The Di Carlino study merely says that they found no remaining paint – hardly a revelation – and that they did find blood from a traumatised human – hardly a revelation either. Nothing new here. However they worked on a single fiber provided to them by Barrie Schwortz, who is not exactly objective, and once again there was no attempt to first ensure that they were dealing with a genuine shroud sample. They found that the person from whom the blood came had suffered serious trauma, and they then speculate that the donor might have been tortured – although the donor might equally have fallen off a horse or died in battle etc. Also, this team included Fanti, the Persistent Prover of shroud authenticity, so its "heroic conjectures" are no great surprise either.
The so-called "elements pointing toward authenticity" all have much simpler explanations, as follows:
- The Jerusalem area travertine aragonite: This "evidence" came from tape samples originally taken by STURP member Ray Rogers, and the chain of evidence was neglected. Jackson, in his important summary of the "evidence" (see [7], pg 64), admits re the limestone dust that: "Consequently, the sampling was limited, and the rigor in the custodial management of the samples that were taken has been justly criticized." Since the shroud was washed – and boiled – in the middle ages, this dust – if in fact it really exists at all – probably came onto the cloth when its wealthy owner undertook a pilgrimage to the Holy Land and took his prized relic along.
- Evidence of blood from a torture victim: The blood came from a person who suffered severe trauma – anything from a riding accident to a war wound to (possibly) childbirth.
- Consistency with ancient weaving: This does not prove it was ancient, merely that weaving techniques didn’t change very much.
- Uncannily accurate signs of just the kind of crucifixion Jesus of Nazareth was reported to have received: The forger read the Bible himself, and followed all the clues as carefully as he could.
- Amazing unduplicability and complexity of the image: Garlaschelli duplicated the mechanism, but the precise details depend on a complex combination of tools and techniques and conditions and baking times and baking temperatures and aging humidities etc – which were entirely chance events.
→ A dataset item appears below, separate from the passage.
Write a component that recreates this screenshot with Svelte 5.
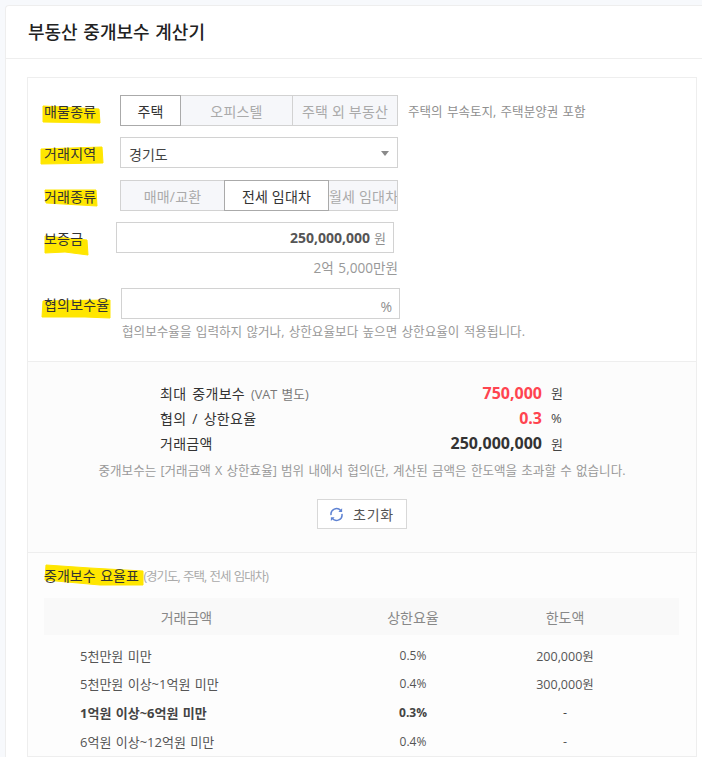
<script>
	const kinds = [
		{ name: '주택', w: 61, on: true },
		{ name: '오피스텔', w: 113 },
		{ name: '주택 외 부동산', w: 106 }
	];
	const deals = [
		{ name: '매매/교환', w: 105 },
		{ name: '전세 임대차', w: 105, on: true },
		{ name: '월세 임대차', w: 70 }
	];
	const rates = [
		{ range: '5천만원 미만', rate: '0.5%', limit: '200,000원' },
		{ range: '5천만원 이상~1억원 미만', rate: '0.4%', limit: '300,000원' },
		{ range: '1억원 이상~6억원 미만', rate: '0.3%', limit: '-', on: true },
		{ range: '6억원 이상~12억원 미만', rate: '0.4%', limit: '-' }
	];
</script>

{#snippet mark(text, points)}
	<span class="mark">
		<svg width="1" height="1" aria-hidden="true"><polygon {points} /></svg>
		<span class="mark-text">{text}</span>
	</span>
{/snippet}

{#snippet toggle(items)}
	<div class="toggle">
		{#each items as item}
			<button class="seg" class:on={item.on} style="width: {item.w}px">{item.name}</button>
		{/each}
	</div>
{/snippet}

<div class="page">
	<div class="card">
		<h1>부동산 중개보수 계산기</h1>
		<div class="body">
			<div class="inner">
				<div class="form">
					<div class="row">
						<div class="label">{@render mark('매물종류', '-1,11 55,14 56,28 -1,27')}</div>
						{@render toggle(kinds)}
						<span class="side">주택의 부속토지, 주택분양권 포함</span>
					</div>
					<div class="row tall">
						<div class="label">{@render mark('거래지역', '-3,12 58,10 59,26 -3,27')}</div>
						<div class="select">경기도<i></i></div>
					</div>
					<div class="row">
						<div class="label">{@render mark('거래종류', '1,10 52,10 53,26 2,23')}</div>
						{@render toggle(deals)}
					</div>
					<div class="row">
						<div class="label short">{@render mark('보증금', '1,14 43,18 44,33 21,30 1,31')}</div>
						<div class="input"><b>250,000,000</b><span>원</span></div>
					</div>
					<div class="korean">2억 5,000만원</div>
					<div class="row">
						<div class="label long">{@render mark('협의보수율', '-1,13 66,12 66,30 41,29 -2,29')}</div>
						<div class="input wide pct"><span>%</span></div>
					</div>
					<p class="help">협의보수율을 입력하지 않거나, 상한요율보다 높으면 상한요율이 적용됩니다.</p>
				</div>

				<div class="result">
					<dl>
						<div class="line">
							<dt>최대 중개보수 <small>(VAT 별도)</small></dt>
							<dd class="red big">750,000</dd>
							<span class="unit">원</span>
						</div>
						<div class="line">
							<dt>협의 / 상한요율</dt>
							<dd class="red">0.3</dd>
							<span class="unit">%</span>
						</div>
						<div class="line">
							<dt>거래금액</dt>
							<dd>250,000,000</dd>
							<span class="unit">원</span>
						</div>
					</dl>
					<p class="note">중개보수는 [거래금액 X 상한효율] 범위 내에서 협의(단, 계산된 금액은 한도액을 초과할 수 없습니다.</p>
					<button class="reset">
						<svg width="15" height="15" viewBox="0 0 16 16" fill="none" stroke="#5f83d3" stroke-width="1.6">
							<path d="M2.2 8.6A5.9 5.9 0 0 1 12.6 3.9" />
							<path d="M13.8 7.4A5.9 5.9 0 0 1 3.4 12.1" />
							<path d="M14 1.2V5.2H10" fill="#5f83d3" stroke="none" />
							<path d="M2 14.8V10.8H6" fill="#5f83d3" stroke="none" />
						</svg>
						초기화
					</button>
				</div>

				<div class="rates">
					<h2>{@render mark('중개보수 요율표', '2,-2 46,1 99,4 99,18 56,18 1,13')} <small>(경기도, 주택, 전세 임대차)</small></h2>
					<table>
						<colgroup>
							<col class="c1" />
							<col class="c2" />
							<col class="c3" />
							<col />
						</colgroup>
						<thead>
							<tr><th>거래금액</th><th>상한요율</th><th>한도액</th><th></th></tr>
						</thead>
						<tbody>
							{#each rates as r}
								<tr class:on={r.on}>
									<td class="range">{r.range}</td>
									<td class="rate">{r.rate}</td>
									<td class="limit">{r.limit}</td>
									<td></td>
								</tr>
							{/each}
						</tbody>
					</table>
				</div>
			</div>
		</div>
	</div>
</div>

<style>
	:global(body) {
		margin: 0;
		background: #f7f9fc;
		overflow: hidden;
	}

	.page {
		height: 757px;
		overflow: hidden;
		padding: 5px 0 0 5px;
		box-sizing: border-box;
		font-family: 'Open Sans', 'Noto Sans CJK KR', sans-serif;
		font-size: 14px;
		word-spacing: 1px;
		color: #333;
	}

	.card {
		background: #fff;
		border: 1px solid #eee;
		border-right: 0;
		border-bottom: 0;
		border-top-left-radius: 4px;
		min-height: 760px;
	}

	h1 {
		margin: 0;
		height: 53px;
		box-sizing: border-box;
		padding-left: 22px;
		font-size: 18px;
		font-weight: 500;
		line-height: 52px;
		word-spacing: 1px;
		color: #222;
		border-bottom: 1px solid #eee;
	}

	.body {
		padding: 18px 6px 0 21px;
	}

	.inner {
		border: 1px solid #eee;
		width: 668px;
	}

	.form {
		padding: 17px 16px 20px;
		height: 283px;
		box-sizing: border-box;
	}

	.row {
		display: flex;
		align-items: flex-start;
		height: 31px;
		margin-bottom: 11px;
	}
	.row.tall {
		margin-bottom: 12px;
	}

	.label {
		width: 76px;
		height: 31px;
		line-height: 33px;
		letter-spacing: 0.2px;
		flex: none;
	}
	.label.short {
		width: 72px;
	}
	.label.long {
		width: 77px;
	}

	.mark {
		position: relative;
		display: inline-block;
		white-space: nowrap;
	}
	.mark svg {
		position: absolute;
		left: 0;
		top: 0;
		overflow: visible;
	}
	.label .mark {
		display: block;
		height: 31px;
	}
	.mark polygon {
		fill: #ffe600;
		stroke: #ffe600;
		stroke-width: 1;
		stroke-linejoin: round;
	}
	.mark-text {
		position: relative;
	}

	.toggle {
		display: flex;
		flex: none;
		width: 278px;
		height: 31px;
		box-sizing: border-box;
	}
	.seg {
		box-sizing: border-box;
		flex: none;
		height: 31px;
		padding: 0;
		margin-left: -1px;
		font: inherit;
		letter-spacing: 0.2px;
		color: #aaa;
		background: #f6f7fa;
		border: 1px solid #d2d2d2;
		white-space: nowrap;
		overflow: hidden;
	}
	.seg:first-child {
		margin-left: 0;
	}
	.seg.on {
		position: relative;
		color: #333;
		background: #fff;
		border-color: #aaa;
	}

	.side {
		margin-left: 10px;
		font-size: 12.55px;
		line-height: 33px;
		color: #8f8f8f;
	}

	.select {
		position: relative;
		box-sizing: border-box;
		width: 278px;
		height: 31px;
		padding-left: 8px;
		line-height: 34px;
		color: #444;
		background: #fff;
		border: 1px solid #d2d2d2;
	}
	.select i {
		position: absolute;
		right: 8px;
		top: 13px;
		border: 4px solid transparent;
		border-top: 5px solid #8a8a8a;
		border-bottom: 0;
	}

	.input {
		display: flex;
		justify-content: flex-end;
		align-items: center;
		gap: 4px;
		box-sizing: border-box;
		width: 278px;
		height: 31px;
		padding-right: 7px;
		background: #fff;
		border: 1px solid #d2d2d2;
	}
	.input b {
		font-size: 14px;
		font-weight: 700;
		color: #555;
	}
	.input span {
		font-size: 13px;
		color: #8f8f8f;
	}
	.input.wide {
		width: 279px;
	}
	.pct span {
		margin-top: 6px;
		font-size: 14px;
	}

	.korean {
		width: 354px;
		margin: -5px 0 11px;
		font-size: 13.6px;
		line-height: 18px;
		text-align: right;
		color: #999;
	}

	.help {
		margin: -7px 0 0 78px;
		font-size: 12.6px;
		line-height: 18px;
		color: #999;
		white-space: nowrap;
	}

	.result {
		background: #fcfcfc;
		border-top: 1px solid #eee;
		height: 191px;
		box-sizing: border-box;
		padding-top: 18px;
		text-align: center;
	}

	dl {
		margin: 0 0 0 132px;
		width: 404px;
	}
	.line {
		display: flex;
		align-items: center;
		height: 25.4px;
		text-align: left;
	}
	dt {
		flex: 1;
		letter-spacing: 0.3px;
		word-spacing: 2px;
		color: #333;
	}
	dt small {
		font-size: 12.7px;
		letter-spacing: 0;
		word-spacing: 1px;
		color: #777;
	}
	dd {
		margin: 0;
		font-size: 16px;
		font-weight: 700;
		color: #333;
	}
	dd.red {
		color: #ff4450;
	}
	.unit {
		width: 13px;
		margin-left: 9px;
		font-size: 13px;
		color: #444;
	}

	.note {
		margin: 6px 0 0;
		font-size: 12.55px;
		line-height: 18px;
		color: #999;
		white-space: nowrap;
	}

	.reset {
		display: inline-flex;
		align-items: center;
		justify-content: center;
		gap: 9px;
		box-sizing: border-box;
		width: 90px;
		height: 30px;
		margin: 19px 0 0 -1px;
		padding: 0;
		font: inherit;
		letter-spacing: 0.8px;
		color: #555;
		background: #fff;
		border: 1px solid #d8d8d8;
	}

	.rates {
		background: #fdfdfd;
		border-top: 1px solid #eee;
		padding: 14px 16px 0;
	}

	h2 {
		margin: 0 0 13px;
		font-size: 14px;
		font-weight: 400;
		line-height: 17px;
		color: #333;
		white-space: nowrap;
	}
	h2 .mark svg {
		top: 0;
	}
	h2 small {
		font-size: 12.5px;
		color: #aaa;
		letter-spacing: -1px;
	}

	table {
		width: 635px;
		border-collapse: collapse;
		table-layout: fixed;
	}
	.c1 {
		width: 285px;
	}
	.c2 {
		width: 168px;
	}
	.c3 {
		width: 136px;
	}
	th {
		height: 37px;
		padding: 0;
		font-size: 14px;
		font-weight: 400;
		color: #888;
		background: #f9f9f9;
	}
	td {
		height: 28.67px;
		padding: 0;
		font-size: 13px;
		text-align: center;
		color: #555;
	}
	td.range {
		padding-left: 36px;
		text-align: left;
	}
	td.rate {
		font-size: 12px;
	}
	td.limit {
		font-size: 12.5px;
	}
	tbody tr:first-child td {
		padding-top: 6px;
	}
	tr.on td {
		font-weight: 700;
		color: #444;
	}
	tr.on td.limit {
		font-weight: 400;
	}
</style>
- Blood stains first and then image: This is derived for the study of a single damaged fiber, and might not be representative of all image fibers. It might also be that the blood was smeared onto the model before the paint was applied, or that the blood went on while the paint was wet and the alkalinity of the blood cancelled out the image-forming mechanism on those fibers. All these explanations are more simple and probable than a miraculous resurrection.
- Plausible history of transportation from near east to France: This same route was almost certainly the best route followed by wealthy pilgrims too. Also, they found pollens from North America and India, so the "pollen record" is not all that reliable as an indicator.
- Likely impact on iconography: The iconography is not definitive – any iconographer would have assumed the same generic image anyway.
- Consistency of pollens with the proposed authenticity: An Easter pilgrimage to Jerusalem would have encountered the same pollens along the route. Also, they found pollens from North America and India, so the "pollen record" is not all that reliable as an indicator.
- Identifiable Semitic features of the face and head: This is pure conjecture – the features are not identifiable as distinctly Semitic at all.
- Coins on the eyes: This is pure conjecture – proper detailed studies found no sign of coins, flowers, nails, death warrants etc etc.
- The absence of vanillin: This "test" was invented on the fly, and the so-called calibration curve was purely speculative. No accurate allowance could be made for the impact of the several known fires, and baking linen is known to strip away the vanillin as well.
In the other corner, multiple C14 experts and textile experts who have actually examined the shroud have stated emphatically that scrutiny with modern microscopes and photographs show there is zero evidence of a medieval repair, and that a contamination sufficient to swing the dating that far would have required a quantity of contaminant in excess of double the weight of the original fabric – which was manifestly NOT PRESENT either. That's hard science, and it's well attested. While the cleaning was probably not 100% perfect, it was close enough to give a reliable indication of age – and that age was decidedly medieval. On the other hand, the pro-authenticity "elements" are speculative, capable of alternative explanation, or simply pure conjecture to begin with.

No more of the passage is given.